Christianity Today is an evangelical magazine whose theology I can't always embrace, but I do read it because it speaks to and for a large constituency. I was pleasantly surprised by a recent article called An Architect for the Green-Friendly Masses. I found it encouraging on a number of fronts. This is an excerpt from the article:
San Francisco boasts a ban on plastic grocery bags and a high-end public transportation system. Its policies—including its "green" citywide building code—are more aggressive than most on environmental concern. This is what attracted architect Jill Kurtz, 31, to the city; she thought it was "the epicenter" of the sustainability movement. She discovered, though, that "San Francisco is not leaps and bounds ahead of many other big cities. There are still a lot of people here who are just figuring sustainability out, or . . . still wanting to do 'business as usual.' "

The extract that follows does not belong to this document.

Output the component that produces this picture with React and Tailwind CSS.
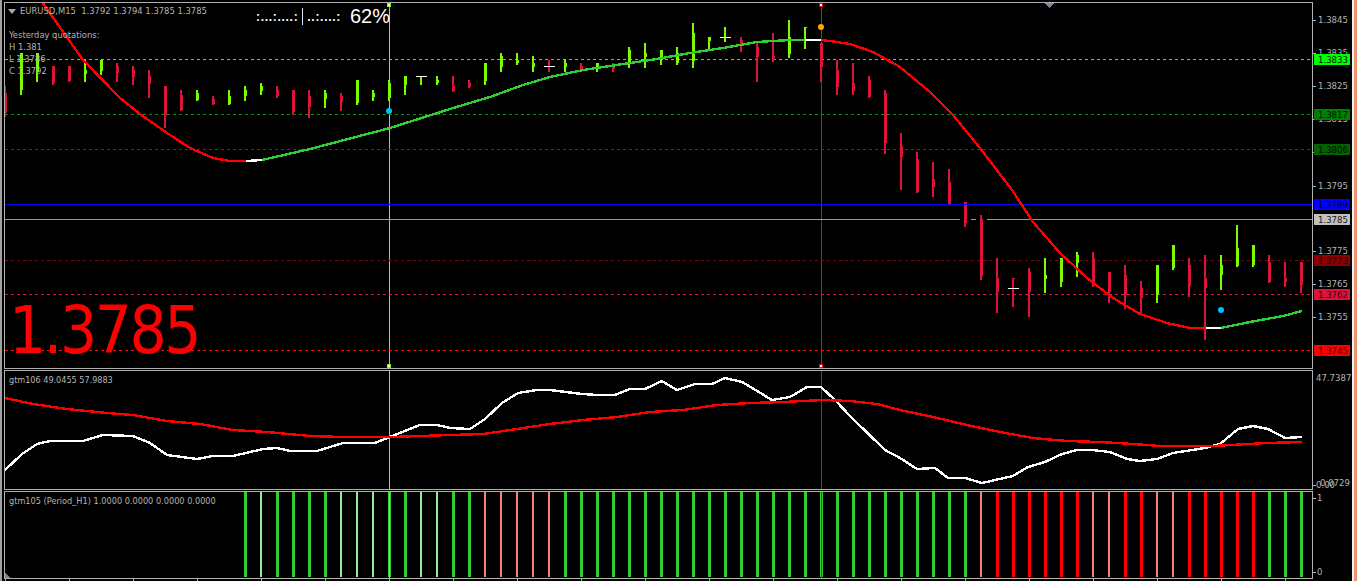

Kurtz, a Christian, also noticed that many SF companies "made sustainability unaffordable, especially to clients who are just starting to explore what it means to be better stewards of energy." Having graduated from architecture school only a few years earlier, Jill decided she wanted address the class issue. She and a friend launched their own firm, reBuild, "to make sustainability accessible for people who couldn't afford high-end consulting," Kurtz says...

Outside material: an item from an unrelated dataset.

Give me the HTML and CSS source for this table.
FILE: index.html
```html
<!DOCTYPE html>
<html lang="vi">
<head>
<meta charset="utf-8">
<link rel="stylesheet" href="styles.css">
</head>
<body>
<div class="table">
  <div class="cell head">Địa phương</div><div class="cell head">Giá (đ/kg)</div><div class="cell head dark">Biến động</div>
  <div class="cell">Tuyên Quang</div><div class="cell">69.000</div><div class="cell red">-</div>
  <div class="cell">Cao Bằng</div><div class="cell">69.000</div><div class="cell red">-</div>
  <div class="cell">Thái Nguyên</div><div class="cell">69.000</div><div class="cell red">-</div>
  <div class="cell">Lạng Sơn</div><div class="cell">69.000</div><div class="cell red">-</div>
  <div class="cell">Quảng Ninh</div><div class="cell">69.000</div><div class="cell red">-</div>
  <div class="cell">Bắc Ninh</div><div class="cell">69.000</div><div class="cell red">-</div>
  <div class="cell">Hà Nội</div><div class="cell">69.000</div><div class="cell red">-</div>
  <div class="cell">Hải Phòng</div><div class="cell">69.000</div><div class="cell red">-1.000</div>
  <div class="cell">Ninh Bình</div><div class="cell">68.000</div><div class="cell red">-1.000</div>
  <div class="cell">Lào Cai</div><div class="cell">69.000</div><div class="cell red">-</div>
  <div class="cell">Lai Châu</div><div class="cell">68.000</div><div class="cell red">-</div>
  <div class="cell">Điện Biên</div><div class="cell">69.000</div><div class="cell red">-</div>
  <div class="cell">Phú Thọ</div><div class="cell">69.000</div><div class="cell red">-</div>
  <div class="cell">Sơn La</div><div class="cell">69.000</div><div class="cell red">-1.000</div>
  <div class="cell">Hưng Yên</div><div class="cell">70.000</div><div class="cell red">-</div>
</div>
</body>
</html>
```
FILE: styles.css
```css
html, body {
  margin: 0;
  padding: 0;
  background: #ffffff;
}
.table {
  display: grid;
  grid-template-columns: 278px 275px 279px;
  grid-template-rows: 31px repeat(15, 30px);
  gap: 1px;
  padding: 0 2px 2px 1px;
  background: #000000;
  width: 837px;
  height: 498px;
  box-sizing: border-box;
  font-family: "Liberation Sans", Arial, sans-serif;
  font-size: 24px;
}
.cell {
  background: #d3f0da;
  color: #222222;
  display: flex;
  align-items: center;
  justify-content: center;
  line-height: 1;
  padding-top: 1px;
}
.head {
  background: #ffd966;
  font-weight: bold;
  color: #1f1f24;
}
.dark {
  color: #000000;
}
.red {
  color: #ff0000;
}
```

More recently, reBuild extended its services to churches, when it partnered with Bay Area Chinese Bible Church in 2011 and 2012 to construct a new worship center. "Our church design team really values sustainability," says Pastor Steve Quen. "We wanted to showcase our belief in creation care to our community and church members." Kurtz says she found Quen's team "refreshing" to work with, since she had previously encountered churches that were apathetic about creation care.
Kurtz and her colleagues helped the church design a Sunday school curriculum that teaches kids about creation care and cheered on Quen in designing a sermon series on stewardship. "It was cool to see how sustainability was not just applied in the building project but [also] was infiltrating operations as well," she says.
What an encouraging story on every front. Thoughts?